(Requirement) Pick out the lines below that contain the string "React" and copy them all.

(Material for this exercise)
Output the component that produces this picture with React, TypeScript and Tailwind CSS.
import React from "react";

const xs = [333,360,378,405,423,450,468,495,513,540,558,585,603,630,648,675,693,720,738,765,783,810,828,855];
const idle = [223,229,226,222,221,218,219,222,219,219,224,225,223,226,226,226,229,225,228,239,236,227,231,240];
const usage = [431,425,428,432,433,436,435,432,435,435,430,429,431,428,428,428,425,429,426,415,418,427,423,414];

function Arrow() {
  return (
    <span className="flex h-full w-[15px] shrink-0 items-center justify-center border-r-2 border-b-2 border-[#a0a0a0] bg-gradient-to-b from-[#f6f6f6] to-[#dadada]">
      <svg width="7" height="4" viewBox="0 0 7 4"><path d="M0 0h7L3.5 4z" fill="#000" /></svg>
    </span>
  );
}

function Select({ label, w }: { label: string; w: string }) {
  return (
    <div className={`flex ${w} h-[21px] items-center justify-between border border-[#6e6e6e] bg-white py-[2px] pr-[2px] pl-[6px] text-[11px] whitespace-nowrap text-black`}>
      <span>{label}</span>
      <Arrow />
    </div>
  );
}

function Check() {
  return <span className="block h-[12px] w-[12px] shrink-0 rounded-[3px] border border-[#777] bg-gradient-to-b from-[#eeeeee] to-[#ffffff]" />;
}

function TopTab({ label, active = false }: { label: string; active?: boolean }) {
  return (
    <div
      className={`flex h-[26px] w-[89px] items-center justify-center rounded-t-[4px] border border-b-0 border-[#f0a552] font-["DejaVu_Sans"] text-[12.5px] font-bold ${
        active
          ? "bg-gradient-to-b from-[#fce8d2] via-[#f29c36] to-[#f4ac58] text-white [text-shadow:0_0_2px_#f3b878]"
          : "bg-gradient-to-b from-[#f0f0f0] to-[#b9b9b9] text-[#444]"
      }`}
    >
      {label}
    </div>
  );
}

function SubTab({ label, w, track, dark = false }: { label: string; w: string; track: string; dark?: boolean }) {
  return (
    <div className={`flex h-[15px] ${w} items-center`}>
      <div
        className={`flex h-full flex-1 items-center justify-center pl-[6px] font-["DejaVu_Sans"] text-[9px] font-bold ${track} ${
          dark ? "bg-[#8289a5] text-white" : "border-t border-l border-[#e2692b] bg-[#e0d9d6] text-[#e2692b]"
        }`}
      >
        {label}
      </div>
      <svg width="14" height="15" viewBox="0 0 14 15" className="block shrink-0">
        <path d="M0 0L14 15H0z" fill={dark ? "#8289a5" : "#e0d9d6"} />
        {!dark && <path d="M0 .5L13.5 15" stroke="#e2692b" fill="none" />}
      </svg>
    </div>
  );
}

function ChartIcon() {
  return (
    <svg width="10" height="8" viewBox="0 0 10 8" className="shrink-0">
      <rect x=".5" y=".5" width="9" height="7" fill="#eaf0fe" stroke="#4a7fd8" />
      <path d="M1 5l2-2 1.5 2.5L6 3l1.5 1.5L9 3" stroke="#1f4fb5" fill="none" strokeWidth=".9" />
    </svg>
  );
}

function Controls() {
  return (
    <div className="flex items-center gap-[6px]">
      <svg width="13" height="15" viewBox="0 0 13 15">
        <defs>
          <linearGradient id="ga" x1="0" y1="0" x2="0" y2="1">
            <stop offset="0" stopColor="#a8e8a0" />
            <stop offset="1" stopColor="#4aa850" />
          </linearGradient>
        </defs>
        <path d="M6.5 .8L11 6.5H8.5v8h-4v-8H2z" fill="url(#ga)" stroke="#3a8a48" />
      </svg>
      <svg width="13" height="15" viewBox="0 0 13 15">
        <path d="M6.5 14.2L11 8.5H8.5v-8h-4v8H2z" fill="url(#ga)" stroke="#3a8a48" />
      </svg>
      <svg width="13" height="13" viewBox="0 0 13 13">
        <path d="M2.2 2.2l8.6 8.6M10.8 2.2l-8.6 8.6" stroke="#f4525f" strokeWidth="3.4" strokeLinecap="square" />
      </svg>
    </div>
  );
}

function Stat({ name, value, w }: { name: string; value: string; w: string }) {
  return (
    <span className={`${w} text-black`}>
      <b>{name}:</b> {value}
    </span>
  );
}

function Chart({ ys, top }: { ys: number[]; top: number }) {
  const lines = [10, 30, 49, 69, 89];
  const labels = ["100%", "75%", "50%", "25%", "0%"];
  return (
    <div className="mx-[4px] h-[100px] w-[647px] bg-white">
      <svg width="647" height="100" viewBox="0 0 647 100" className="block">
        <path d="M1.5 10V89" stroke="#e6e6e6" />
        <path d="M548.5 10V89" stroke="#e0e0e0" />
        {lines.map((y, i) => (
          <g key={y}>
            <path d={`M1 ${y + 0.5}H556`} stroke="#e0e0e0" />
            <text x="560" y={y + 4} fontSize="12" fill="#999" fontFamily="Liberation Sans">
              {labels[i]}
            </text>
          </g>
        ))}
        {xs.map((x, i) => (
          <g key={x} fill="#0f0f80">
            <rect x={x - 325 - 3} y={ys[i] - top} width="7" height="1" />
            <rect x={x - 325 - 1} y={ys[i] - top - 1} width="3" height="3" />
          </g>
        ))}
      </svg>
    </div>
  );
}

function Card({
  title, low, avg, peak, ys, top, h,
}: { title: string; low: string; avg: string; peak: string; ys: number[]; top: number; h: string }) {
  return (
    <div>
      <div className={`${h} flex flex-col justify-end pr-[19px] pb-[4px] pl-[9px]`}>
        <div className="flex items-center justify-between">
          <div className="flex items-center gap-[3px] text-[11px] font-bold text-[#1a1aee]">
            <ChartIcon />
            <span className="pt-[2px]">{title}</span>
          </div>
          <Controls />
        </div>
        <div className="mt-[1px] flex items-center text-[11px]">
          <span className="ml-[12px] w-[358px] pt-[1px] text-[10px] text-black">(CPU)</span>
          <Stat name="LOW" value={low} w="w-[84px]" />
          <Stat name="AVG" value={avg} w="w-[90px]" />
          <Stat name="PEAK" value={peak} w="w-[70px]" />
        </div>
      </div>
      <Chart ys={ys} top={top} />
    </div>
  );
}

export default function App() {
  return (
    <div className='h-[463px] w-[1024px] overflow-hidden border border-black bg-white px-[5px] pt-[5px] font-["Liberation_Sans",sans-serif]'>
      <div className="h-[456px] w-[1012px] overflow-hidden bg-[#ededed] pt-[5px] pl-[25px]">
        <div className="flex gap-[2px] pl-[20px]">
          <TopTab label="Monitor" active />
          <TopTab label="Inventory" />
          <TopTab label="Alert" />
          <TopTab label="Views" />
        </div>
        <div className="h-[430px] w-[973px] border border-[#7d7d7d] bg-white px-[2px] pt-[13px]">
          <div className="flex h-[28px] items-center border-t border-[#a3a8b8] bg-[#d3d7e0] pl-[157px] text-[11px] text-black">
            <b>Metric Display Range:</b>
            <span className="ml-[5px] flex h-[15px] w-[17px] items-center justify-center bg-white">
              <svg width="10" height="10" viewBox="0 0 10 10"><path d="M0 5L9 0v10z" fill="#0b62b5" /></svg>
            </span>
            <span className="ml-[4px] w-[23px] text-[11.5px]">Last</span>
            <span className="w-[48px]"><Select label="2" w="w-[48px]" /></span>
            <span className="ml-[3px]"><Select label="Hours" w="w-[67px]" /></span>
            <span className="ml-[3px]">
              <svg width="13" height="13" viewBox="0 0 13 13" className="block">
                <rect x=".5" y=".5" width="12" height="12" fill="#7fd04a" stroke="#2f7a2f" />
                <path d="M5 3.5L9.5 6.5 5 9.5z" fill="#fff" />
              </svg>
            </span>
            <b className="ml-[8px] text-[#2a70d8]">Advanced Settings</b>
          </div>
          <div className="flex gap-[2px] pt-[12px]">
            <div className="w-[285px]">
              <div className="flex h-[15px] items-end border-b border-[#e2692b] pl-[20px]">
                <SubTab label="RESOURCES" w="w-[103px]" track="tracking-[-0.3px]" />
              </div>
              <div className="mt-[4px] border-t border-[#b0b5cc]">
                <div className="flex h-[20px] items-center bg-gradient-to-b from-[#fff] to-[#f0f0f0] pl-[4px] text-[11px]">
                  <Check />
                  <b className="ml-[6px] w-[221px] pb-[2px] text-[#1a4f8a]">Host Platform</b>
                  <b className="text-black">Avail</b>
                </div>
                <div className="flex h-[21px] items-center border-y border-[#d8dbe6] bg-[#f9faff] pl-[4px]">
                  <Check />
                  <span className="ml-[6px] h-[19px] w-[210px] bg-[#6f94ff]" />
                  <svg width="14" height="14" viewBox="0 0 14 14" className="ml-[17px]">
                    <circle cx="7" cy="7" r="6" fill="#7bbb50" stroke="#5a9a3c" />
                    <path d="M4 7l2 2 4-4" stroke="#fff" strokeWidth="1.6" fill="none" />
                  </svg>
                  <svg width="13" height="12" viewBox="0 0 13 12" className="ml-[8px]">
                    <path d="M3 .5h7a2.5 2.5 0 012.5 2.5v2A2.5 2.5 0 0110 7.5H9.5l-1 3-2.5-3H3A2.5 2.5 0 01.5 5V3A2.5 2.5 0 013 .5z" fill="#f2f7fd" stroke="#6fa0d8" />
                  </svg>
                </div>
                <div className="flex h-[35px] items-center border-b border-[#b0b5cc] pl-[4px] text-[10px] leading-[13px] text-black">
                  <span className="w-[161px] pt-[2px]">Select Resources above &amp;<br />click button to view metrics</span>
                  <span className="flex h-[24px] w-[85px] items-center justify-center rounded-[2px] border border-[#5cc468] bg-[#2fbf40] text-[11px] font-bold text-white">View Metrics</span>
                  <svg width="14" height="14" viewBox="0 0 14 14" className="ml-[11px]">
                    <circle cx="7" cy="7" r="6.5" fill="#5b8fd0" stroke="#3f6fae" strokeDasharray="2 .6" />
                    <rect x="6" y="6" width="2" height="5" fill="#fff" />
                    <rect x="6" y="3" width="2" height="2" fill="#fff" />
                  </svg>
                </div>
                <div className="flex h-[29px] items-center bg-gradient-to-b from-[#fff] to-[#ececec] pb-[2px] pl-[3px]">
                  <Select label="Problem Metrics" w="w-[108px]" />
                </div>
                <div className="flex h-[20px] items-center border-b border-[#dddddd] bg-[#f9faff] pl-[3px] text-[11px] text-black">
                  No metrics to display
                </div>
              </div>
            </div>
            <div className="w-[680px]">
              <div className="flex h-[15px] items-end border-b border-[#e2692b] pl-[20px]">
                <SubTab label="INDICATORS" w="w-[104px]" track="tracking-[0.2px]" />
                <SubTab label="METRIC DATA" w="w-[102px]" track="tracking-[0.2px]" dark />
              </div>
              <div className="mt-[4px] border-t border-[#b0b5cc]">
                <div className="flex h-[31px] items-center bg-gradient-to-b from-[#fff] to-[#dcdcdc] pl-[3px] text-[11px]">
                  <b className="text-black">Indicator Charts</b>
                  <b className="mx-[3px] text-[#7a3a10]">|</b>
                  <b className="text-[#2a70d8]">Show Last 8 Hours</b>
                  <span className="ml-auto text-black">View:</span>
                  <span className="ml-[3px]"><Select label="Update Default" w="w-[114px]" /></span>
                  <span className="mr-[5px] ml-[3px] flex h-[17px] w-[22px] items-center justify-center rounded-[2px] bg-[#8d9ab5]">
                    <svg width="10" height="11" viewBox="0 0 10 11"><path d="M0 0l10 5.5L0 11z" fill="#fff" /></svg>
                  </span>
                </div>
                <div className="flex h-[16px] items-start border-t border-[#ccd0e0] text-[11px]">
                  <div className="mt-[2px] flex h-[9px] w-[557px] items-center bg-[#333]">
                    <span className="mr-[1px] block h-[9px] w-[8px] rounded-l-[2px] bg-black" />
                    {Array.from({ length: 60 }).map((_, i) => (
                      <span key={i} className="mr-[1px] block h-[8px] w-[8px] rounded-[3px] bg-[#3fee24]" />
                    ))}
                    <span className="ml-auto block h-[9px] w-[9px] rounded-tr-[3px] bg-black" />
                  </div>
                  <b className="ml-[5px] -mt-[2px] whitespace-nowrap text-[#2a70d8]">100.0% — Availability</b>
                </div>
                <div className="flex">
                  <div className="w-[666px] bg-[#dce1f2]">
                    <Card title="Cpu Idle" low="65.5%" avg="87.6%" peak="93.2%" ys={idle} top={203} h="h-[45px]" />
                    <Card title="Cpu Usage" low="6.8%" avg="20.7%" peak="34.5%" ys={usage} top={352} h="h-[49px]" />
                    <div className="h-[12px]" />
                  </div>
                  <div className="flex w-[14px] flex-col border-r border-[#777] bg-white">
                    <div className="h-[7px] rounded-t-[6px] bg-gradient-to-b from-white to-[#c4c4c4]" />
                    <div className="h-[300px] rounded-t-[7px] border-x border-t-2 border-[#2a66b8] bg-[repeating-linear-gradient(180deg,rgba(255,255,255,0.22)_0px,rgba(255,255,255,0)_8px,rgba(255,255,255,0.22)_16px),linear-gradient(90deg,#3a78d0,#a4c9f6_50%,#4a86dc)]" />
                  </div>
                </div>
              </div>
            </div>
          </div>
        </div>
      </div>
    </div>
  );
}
==
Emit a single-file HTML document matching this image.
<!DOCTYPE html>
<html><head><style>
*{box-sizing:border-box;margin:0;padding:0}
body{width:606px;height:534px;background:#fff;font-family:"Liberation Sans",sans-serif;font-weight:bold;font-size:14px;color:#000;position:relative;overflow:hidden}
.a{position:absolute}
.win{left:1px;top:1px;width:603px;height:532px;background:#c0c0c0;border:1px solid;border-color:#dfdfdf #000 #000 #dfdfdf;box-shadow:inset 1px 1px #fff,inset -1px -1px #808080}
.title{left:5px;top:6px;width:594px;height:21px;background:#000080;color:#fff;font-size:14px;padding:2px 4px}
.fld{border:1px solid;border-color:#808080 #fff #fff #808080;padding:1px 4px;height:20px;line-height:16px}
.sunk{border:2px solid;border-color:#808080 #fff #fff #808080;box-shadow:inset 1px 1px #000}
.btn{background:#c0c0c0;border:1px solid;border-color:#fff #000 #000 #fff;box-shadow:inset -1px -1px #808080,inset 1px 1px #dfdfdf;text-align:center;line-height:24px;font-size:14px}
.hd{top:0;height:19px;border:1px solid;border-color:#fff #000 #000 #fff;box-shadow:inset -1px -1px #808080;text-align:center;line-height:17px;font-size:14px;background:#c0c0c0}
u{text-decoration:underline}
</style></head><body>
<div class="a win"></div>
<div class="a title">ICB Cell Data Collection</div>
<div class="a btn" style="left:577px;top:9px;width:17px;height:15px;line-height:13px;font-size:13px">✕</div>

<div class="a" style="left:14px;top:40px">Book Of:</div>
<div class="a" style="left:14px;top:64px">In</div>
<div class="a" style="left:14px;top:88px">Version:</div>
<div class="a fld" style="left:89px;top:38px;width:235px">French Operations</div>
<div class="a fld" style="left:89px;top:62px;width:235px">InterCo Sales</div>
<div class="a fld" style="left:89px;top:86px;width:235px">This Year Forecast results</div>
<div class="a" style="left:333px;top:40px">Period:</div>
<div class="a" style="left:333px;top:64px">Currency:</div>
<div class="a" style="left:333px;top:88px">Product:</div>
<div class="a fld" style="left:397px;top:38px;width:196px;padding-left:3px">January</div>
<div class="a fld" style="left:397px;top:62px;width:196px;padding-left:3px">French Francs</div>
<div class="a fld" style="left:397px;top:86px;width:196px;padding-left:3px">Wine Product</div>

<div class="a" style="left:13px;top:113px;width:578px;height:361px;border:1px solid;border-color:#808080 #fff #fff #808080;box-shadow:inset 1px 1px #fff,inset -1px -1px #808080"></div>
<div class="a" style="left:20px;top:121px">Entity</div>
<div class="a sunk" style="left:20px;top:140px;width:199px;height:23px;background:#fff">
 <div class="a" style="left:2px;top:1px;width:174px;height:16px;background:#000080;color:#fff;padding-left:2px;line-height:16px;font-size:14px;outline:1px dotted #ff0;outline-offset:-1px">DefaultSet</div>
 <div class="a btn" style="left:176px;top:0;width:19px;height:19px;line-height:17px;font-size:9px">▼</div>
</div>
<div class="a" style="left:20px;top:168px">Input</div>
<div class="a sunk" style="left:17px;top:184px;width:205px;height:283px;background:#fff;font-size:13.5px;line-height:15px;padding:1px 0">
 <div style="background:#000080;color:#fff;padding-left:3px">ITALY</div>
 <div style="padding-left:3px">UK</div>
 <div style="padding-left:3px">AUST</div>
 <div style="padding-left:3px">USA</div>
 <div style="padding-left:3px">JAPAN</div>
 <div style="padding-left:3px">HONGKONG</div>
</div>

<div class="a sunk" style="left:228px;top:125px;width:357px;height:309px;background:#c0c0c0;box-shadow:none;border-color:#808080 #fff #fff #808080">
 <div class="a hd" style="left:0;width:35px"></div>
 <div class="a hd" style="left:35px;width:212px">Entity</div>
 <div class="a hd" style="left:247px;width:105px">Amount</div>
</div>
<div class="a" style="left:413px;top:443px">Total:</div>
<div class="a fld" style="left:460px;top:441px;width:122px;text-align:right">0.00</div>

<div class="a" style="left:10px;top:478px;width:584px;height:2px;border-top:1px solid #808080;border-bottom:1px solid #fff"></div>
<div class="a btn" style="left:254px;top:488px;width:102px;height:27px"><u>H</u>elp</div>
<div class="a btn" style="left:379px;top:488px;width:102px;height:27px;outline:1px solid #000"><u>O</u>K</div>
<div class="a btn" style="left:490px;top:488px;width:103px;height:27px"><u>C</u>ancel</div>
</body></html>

(Answer to the problem)
Output the component that produces this picture with React, TypeScript and Tailwind CSS.
import React from "react";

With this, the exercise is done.